══ DATA EXTRACT ══
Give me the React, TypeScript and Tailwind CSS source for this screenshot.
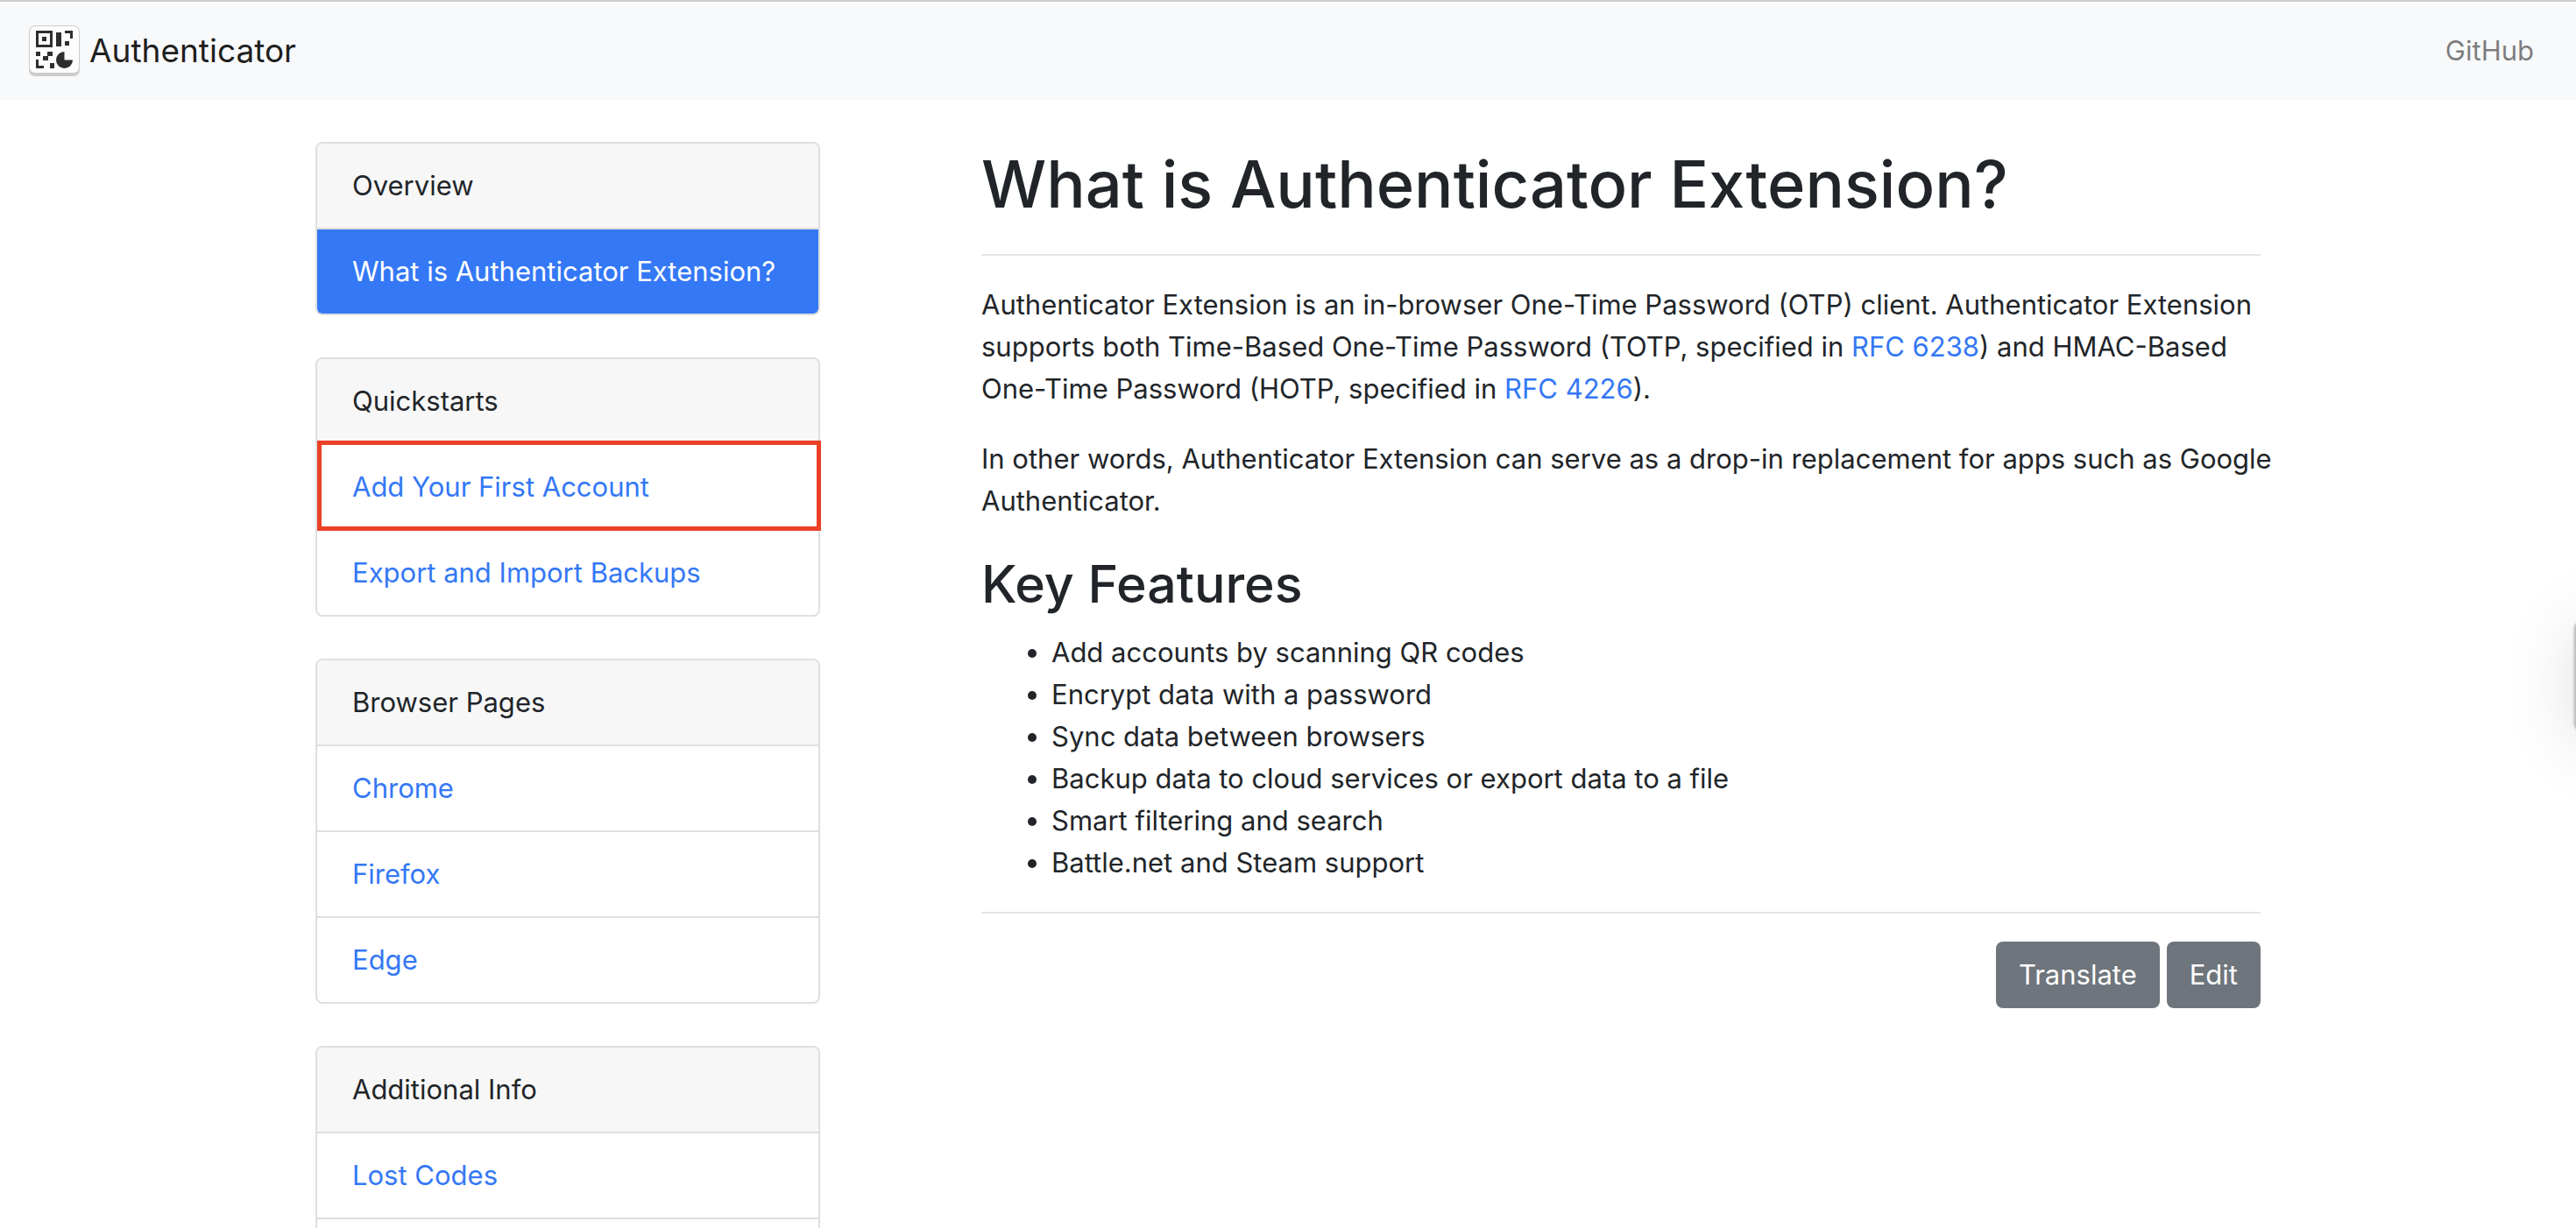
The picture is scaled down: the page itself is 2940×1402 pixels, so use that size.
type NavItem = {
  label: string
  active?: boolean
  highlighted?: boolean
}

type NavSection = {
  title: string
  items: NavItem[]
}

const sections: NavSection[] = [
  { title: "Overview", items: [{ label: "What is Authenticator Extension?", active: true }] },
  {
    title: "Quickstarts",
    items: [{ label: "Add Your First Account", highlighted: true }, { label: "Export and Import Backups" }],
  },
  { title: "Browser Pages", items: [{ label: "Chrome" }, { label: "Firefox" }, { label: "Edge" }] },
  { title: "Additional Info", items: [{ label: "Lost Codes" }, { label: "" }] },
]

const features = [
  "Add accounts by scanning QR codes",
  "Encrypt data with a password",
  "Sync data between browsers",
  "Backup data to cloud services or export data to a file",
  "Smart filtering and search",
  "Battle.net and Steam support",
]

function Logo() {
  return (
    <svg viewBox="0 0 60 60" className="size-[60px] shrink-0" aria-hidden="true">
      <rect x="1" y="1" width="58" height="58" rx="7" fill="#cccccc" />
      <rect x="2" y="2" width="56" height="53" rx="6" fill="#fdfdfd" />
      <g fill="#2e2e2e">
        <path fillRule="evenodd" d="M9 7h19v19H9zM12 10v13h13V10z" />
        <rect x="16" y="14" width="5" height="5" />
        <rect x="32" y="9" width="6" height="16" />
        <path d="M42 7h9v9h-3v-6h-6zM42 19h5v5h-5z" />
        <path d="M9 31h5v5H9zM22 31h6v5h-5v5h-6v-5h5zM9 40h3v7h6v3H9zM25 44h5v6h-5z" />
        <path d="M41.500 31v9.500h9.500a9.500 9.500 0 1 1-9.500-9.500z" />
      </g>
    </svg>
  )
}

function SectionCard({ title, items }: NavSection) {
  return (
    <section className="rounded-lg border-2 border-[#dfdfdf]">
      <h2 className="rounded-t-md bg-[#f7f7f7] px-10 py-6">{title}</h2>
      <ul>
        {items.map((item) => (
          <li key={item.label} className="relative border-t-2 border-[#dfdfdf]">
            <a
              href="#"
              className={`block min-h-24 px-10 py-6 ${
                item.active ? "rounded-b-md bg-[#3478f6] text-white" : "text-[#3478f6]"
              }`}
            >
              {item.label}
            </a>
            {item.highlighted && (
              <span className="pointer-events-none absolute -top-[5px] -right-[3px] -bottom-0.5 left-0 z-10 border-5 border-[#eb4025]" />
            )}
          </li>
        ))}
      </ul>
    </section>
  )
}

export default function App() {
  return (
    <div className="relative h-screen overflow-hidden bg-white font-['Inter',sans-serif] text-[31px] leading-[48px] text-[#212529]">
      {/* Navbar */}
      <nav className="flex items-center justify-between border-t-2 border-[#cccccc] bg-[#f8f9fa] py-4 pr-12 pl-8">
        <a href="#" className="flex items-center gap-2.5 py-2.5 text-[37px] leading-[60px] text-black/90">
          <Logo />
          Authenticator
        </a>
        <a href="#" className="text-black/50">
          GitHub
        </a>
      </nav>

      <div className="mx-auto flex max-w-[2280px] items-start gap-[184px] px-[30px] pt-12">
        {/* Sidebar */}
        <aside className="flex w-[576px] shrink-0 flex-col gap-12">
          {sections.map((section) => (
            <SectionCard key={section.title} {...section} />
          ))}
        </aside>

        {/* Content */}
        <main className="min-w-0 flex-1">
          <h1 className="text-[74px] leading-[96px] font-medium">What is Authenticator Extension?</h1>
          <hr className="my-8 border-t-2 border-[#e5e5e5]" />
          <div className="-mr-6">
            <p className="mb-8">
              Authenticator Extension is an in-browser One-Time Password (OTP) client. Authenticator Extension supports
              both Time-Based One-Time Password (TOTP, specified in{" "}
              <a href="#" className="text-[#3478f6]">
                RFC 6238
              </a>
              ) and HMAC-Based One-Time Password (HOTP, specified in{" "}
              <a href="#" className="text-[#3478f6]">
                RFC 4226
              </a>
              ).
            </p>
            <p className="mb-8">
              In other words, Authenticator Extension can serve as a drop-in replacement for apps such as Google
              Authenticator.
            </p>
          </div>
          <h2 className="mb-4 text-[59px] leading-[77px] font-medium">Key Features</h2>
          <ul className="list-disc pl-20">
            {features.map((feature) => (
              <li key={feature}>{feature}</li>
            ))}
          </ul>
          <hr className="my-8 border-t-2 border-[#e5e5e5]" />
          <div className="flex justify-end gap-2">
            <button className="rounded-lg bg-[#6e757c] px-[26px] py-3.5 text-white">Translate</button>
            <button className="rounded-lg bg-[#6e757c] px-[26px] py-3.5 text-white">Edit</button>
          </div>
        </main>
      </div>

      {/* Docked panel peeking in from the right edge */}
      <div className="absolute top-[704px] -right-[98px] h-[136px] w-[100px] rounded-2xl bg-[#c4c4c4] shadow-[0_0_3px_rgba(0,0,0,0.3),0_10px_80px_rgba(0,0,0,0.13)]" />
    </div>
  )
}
═══
Your copy of the data should match it exactly, except that pictures are left out.

Give me the React, TypeScript and Tailwind CSS source for this screenshot.
The picture is scaled down: the page itself is 2940×1402 pixels, so use that size.
type NavItem = {
  label: string
  active?: boolean
  highlighted?: boolean
}

type NavSection = {
  title: string
  items: NavItem[]
}

const sections: NavSection[] = [
  { title: "Overview", items: [{ label: "What is Authenticator Extension?", active: true }] },
  {
    title: "Quickstarts",
    items: [{ label: "Add Your First Account", highlighted: true }, { label: "Export and Import Backups" }],
  },
  { title: "Browser Pages", items: [{ label: "Chrome" }, { label: "Firefox" }, { label: "Edge" }] },
  { title: "Additional Info", items: [{ label: "Lost Codes" }, { label: "" }] },
]

const features = [
  "Add accounts by scanning QR codes",
  "Encrypt data with a password",
  "Sync data between browsers",
  "Backup data to cloud services or export data to a file",
  "Smart filtering and search",
  "Battle.net and Steam support",
]

function Logo() {
  return (
    <svg viewBox="0 0 60 60" className="size-[60px] shrink-0" aria-hidden="true">
      <rect x="1" y="1" width="58" height="58" rx="7" fill="#cccccc" />
      <rect x="2" y="2" width="56" height="53" rx="6" fill="#fdfdfd" />
      <g fill="#2e2e2e">
        <path fillRule="evenodd" d="M9 7h19v19H9zM12 10v13h13V10z" />
        <rect x="16" y="14" width="5" height="5" />
        <rect x="32" y="9" width="6" height="16" />
        <path d="M42 7h9v9h-3v-6h-6zM42 19h5v5h-5z" />
        <path d="M9 31h5v5H9zM22 31h6v5h-5v5h-6v-5h5zM9 40h3v7h6v3H9zM25 44h5v6h-5z" />
        <path d="M41.500 31v9.500h9.500a9.500 9.500 0 1 1-9.500-9.500z" />
      </g>
    </svg>
  )
}

function SectionCard({ title, items }: NavSection) {
  return (
    <section className="rounded-lg border-2 border-[#dfdfdf]">
      <h2 className="rounded-t-md bg-[#f7f7f7] px-10 py-6">{title}</h2>
      <ul>
        {items.map((item) => (
          <li key={item.label} className="relative border-t-2 border-[#dfdfdf]">
            <a
              href="#"
              className={`block min-h-24 px-10 py-6 ${
                item.active ? "rounded-b-md bg-[#3478f6] text-white" : "text-[#3478f6]"
              }`}
            >
              {item.label}
            </a>
            {item.highlighted && (
              <span className="pointer-events-none absolute -top-[5px] -right-[3px] -bottom-0.5 left-0 z-10 border-5 border-[#eb4025]" />
            )}
          </li>
        ))}
      </ul>
    </section>
  )
}

export default function App() {
  return (
    <div className="relative h-screen overflow-hidden bg-white font-['Inter',sans-serif] text-[31px] leading-[48px] text-[#212529]">
      {/* Navbar */}
      <nav className="flex items-center justify-between border-t-2 border-[#cccccc] bg-[#f8f9fa] py-4 pr-12 pl-8">
        <a href="#" className="flex items-center gap-2.5 py-2.5 text-[37px] leading-[60px] text-black/90">
          <Logo />
          Authenticator
        </a>
        <a href="#" className="text-black/50">
          GitHub
        </a>
      </nav>

      <div className="mx-auto flex max-w-[2280px] items-start gap-[184px] px-[30px] pt-12">
        {/* Sidebar */}
        <aside className="flex w-[576px] shrink-0 flex-col gap-12">
          {sections.map((section) => (
            <SectionCard key={section.title} {...section} />
          ))}
        </aside>

        {/* Content */}
        <main className="min-w-0 flex-1">
          <h1 className="text-[74px] leading-[96px] font-medium">What is Authenticator Extension?</h1>
          <hr className="my-8 border-t-2 border-[#e5e5e5]" />
          <div className="-mr-6">
            <p className="mb-8">
              Authenticator Extension is an in-browser One-Time Password (OTP) client. Authenticator Extension supports
              both Time-Based One-Time Password (TOTP, specified in{" "}
              <a href="#" className="text-[#3478f6]">
                RFC 6238
              </a>
              ) and HMAC-Based One-Time Password (HOTP, specified in{" "}
              <a href="#" className="text-[#3478f6]">
                RFC 4226
              </a>
              ).
            </p>
            <p className="mb-8">
              In other words, Authenticator Extension can serve as a drop-in replacement for apps such as Google
              Authenticator.
            </p>
          </div>
          <h2 className="mb-4 text-[59px] leading-[77px] font-medium">Key Features</h2>
          <ul className="list-disc pl-20">
            {features.map((feature) => (
              <li key={feature}>{feature}</li>
            ))}
          </ul>
          <hr className="my-8 border-t-2 border-[#e5e5e5]" />
          <div className="flex justify-end gap-2">
            <button className="rounded-lg bg-[#6e757c] px-[26px] py-3.5 text-white">Translate</button>
            <button className="rounded-lg bg-[#6e757c] px-[26px] py-3.5 text-white">Edit</button>
          </div>
        </main>
      </div>

      {/* Docked panel peeking in from the right edge */}
      <div className="absolute top-[704px] -right-[98px] h-[136px] w-[100px] rounded-2xl bg-[#c4c4c4] shadow-[0_0_3px_rgba(0,0,0,0.3),0_10px_80px_rgba(0,0,0,0.13)]" />
    </div>
  )
}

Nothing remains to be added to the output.